I did some more frame measuring, and as suggested by Advancedynamix, added a washer between the sway bar/control arm. The driver side was the short side and the extra washer helped things measure out much better.
Next weekend I'm visiting my brother in Scottsdale, AZ for a mini vacation. While down there I might stop by Mike's Place (MiataMecca) to buy the 4th Miata wheel I need. Also, will be visiting Barrett-Jackson which should be fun. It'll just be for the preview as the actual auction is later I believe.
Probably won't be any updates for awhile since I can't work on it again for 2 weeks. I must stop procrastinating and get the tranny crossmember sorted out asap.

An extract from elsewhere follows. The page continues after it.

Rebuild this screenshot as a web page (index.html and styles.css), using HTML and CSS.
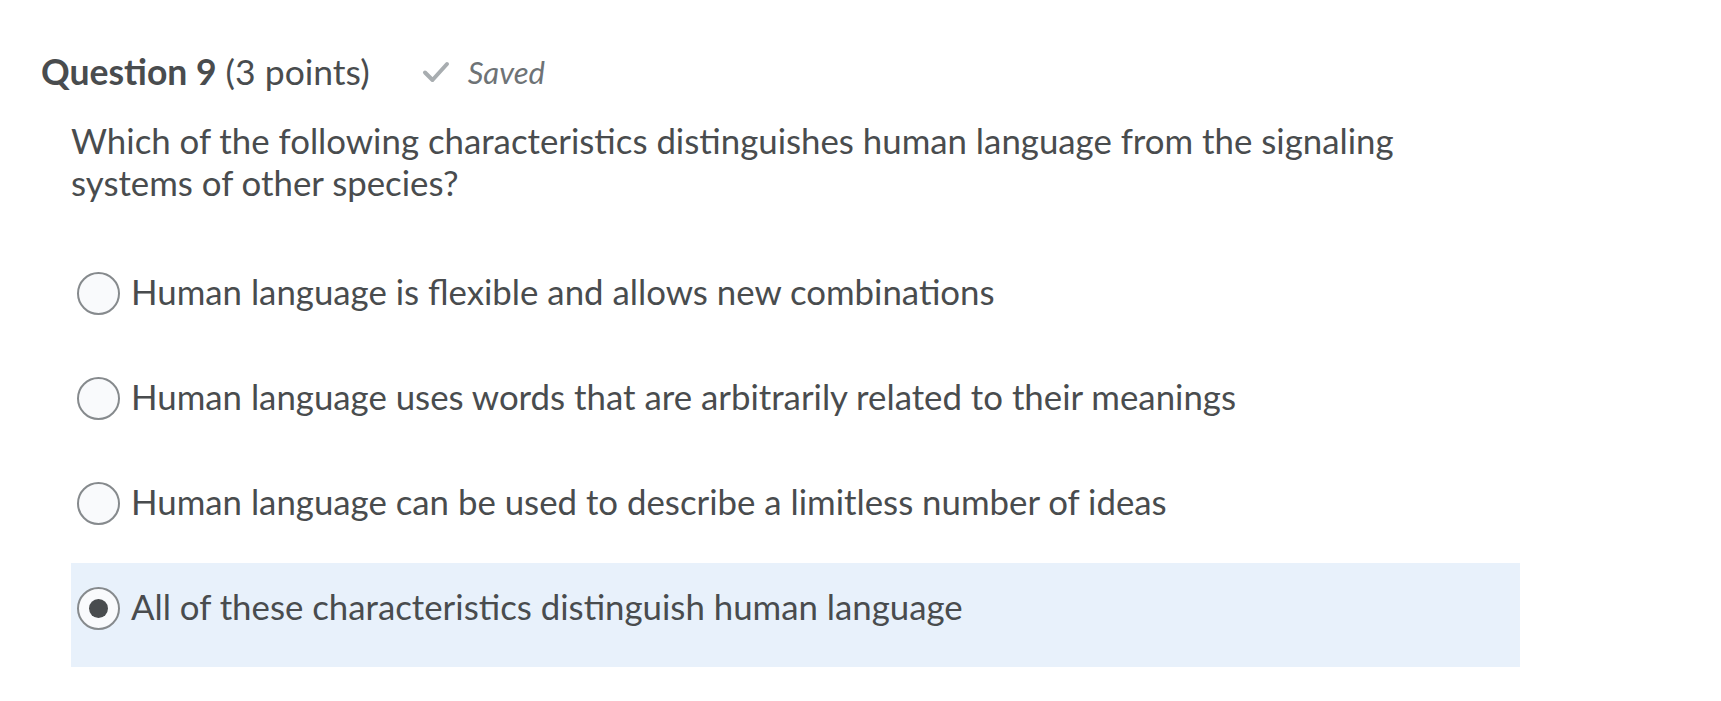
FILE: index.html
```html
<!DOCTYPE html>
<html lang="en">
<head>
<meta charset="utf-8">
<title>Question 9</title>
<link rel="stylesheet" href="styles.css">
</head>
<body>
<div class="question">
	<div class="q_head">
		<h2 class="q_title"><strong>Question 9</strong> (3 points)</h2>
		<span class="q_saved">
			<svg class="q_check" viewBox="0 0 28 22" width="28" height="22"><path d="M3 11.5 L10.5 19 L25 3" fill="none" stroke="#a8adb0" stroke-width="4" stroke-linecap="round" stroke-linejoin="round"/></svg>
			Saved
		</span>
	</div>
	<div class="q_body">
		<p class="q_text">Which of the following characteristics distinguishes human language from the signaling systems of other species?</p>
		<ul class="choices">
			<li class="choice"><span class="radio"></span><span class="choice_text">Human language is flexible and allows new combinations</span></li>
			<li class="choice"><span class="radio"></span><span class="choice_text">Human language uses words that are arbitrarily related to their meanings</span></li>
			<li class="choice"><span class="radio"></span><span class="choice_text">Human language can be used to describe a limitless number of ideas</span></li>
			<li class="choice selected"><span class="radio"></span><span class="choice_text">All of these characteristics distinguish human language</span></li>
		</ul>
	</div>
</div>
</body>
</html>
```

FILE: styles.css
```css
body {
	margin:0;
	background:#fff;
	color:#494c4e;
	font-family:Lato, "Noto Sans", sans-serif;
}
.question { padding:44px 0 0 41px; }

.q_head { display:flex; align-items:center; gap:52px; height:56px; }
.q_title { margin:0; font-size:35.5px; font-weight:400; line-height:56px; }
.q_title strong { font-weight:700; }
.q_saved {
	display:flex;
	align-items:center;
	gap:18px;
	font-size:31px;
	font-style:italic;
	color:#6e7376;
}

.q_body { margin-left:30px; width:1449px; }
.q_text {
	margin:20px 0 44px;
	font-size:34.8px;
	line-height:42px;
	max-width:1360px;
}

.choices { list-style:none; margin:0; padding:0; }
.choice {
	display:flex;
	align-items:flex-start;
	gap:11px;
	height:104px;
	padding:24px 0 0 6px;
	box-sizing:border-box;
	margin-bottom:1px;
	font-size:34.8px;
}
.choice.selected { background:#e8f1fb; }
.choice_text { line-height:39px; }

.radio {
	flex:none;
	width:43px;
	height:43px;
	box-sizing:border-box;
	border:2px solid #868a8d;
	border-radius:50%;
	background:#f9fafc;
	position:relative;
}
.selected .radio::after {
	content:"";
	position:absolute;
	left:10px;
	top:10px;
	width:19px;
	height:19px;
	border-radius:50%;
	background:#494c4e;
}
```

First off, here's a older picture that I haven't posted yet. This is from the first day that I bought my Festiva last summer. I found my Festiva on Craigslist for $400. The previous owner warned me of the bad wheel bearing and highly recommended that I get it towed home (which I did). Once home I jumped the dead battery and took it for a 15 minute neighborhood test drive. The engine ran great and tranny shifted smooth. Noticed the wheel bearing getting louder so I took it home to began this build.
Fast forward 6 months. The project continues with the original Festiva rear being pulled.
Okay....previous owner wasn't kidding about that bad wheel bearing!!!
VIDEO>>> VIDEO<<<
Installed the Aspire rear.
In order to save time, I decided to "outsource" the work that the Aspire rear drum assemblies required to a local auto repair shop that my employer uses regularly. They put in new wheel cylinders, brake shoes, hardware, turned the drums, wheel bearings, seals (the works). As slow as I work, it saved me a whole weekend of messing with it. I received a discount so it was definitely worth it.
After seeking advice and guidance from fellow members, building the rear Mk1/kyb coilovers setup seemed like the best choice for rear suspension (Thanks Charlie & Mike). Because of my tire choice and the -45' offset miata rims that I'm using, I could really benefit from the tire/strut clearance that this suspension set-up will give me. Parts came in from Southwest Speed and eBay.
Assembled:
Installed:
I'm about 75% done with the tranny mount & transmission crossmember. The transmission mount bracket is cut out and tacked in. I still have to buy some steel tubing that will run parallel from front-to-back for the underneath crossmember. Wayne Gretzky would feel right at home because there will 2-3 stacked hockey pucks used in the design.
I bought a set of used Toyo Eclipse 175/65/14" tires on rims from craigslist. The tires will eventually be swapped onto the Miata rims. Turns out these steelies have a 54.1mm bore too like my Kia/Aspire hubs. Maybe they came off a kia or Toyota. Either way, they will be good later on for winter rims. Right now they make good rollers.
They are a little taller than stock 155/80/12's but that's ok. The vw tranny is lower geared compared to a Festiva so it won't be bogged down. They are a closer in size to what a Jetta would run. Also, I wanted to fill the fender gaps with more tire. Since I can't lower the car more than maybe 1-2" inches because of oil pan clearance, the taller tire will raise the car slightly. Then, when I slightly lower it I'm not losing too much ground clearance. A high riding, lowered looking car if that makes backward sense. I saw a similar look on another members car here with the same tire size.
I worked more on the shifter mounting area. Did a little welding and cutting for a better fit.
I bought the 4th Miata rim on eBay, so now I have a complete set.
I've ordered lots of odd and ends such as vw swap speedo cable and clutch swap cable. I will be seeing how much modifications to these will be required in the next few weeks.
So, in the coming weeks more work devoted to engine & tranny controls, work on engine pulley routing, radiator hose fitting, engine remote oil filter, engine bay painting, exhaust downpipe modification, & have to pull the trigger on the custom axles with tax refund, etc...etc...
Great stuff. I cant wait to see the miata wheels mounted. How extensive is the shifter work? Also, good move with the taller tire. Just because it's a sleeper doesn't mean it has to look stock
Great stuff. I cant wait to see the miata wheels mounted. How extensive is the shifter work? Also, good move with the taller tire. Just because it's a sleeper doesn't mean it has to look stock
The shifter work has been mostly straight forward. Just needed to cut a bigger hole, drill 4 holes, and bolt it in. But after cutting the hole I discovered a hump underneath the car that was interfering with the shifter from mounting flush, so I had to move the shifter forward another inch. So now the perfect hole I cut earlier needed to be patched up and welded a little.
It's a cable shift so there's no shift rods to worry about. The 02J vw shifter box mostly is underneath the tunnel. You bring it up from under the car to mount in and luckily the Festiva tunnel had enough room for it. But I do need to cut out a heat shield to protect the shifter box and cables from exhaust heat.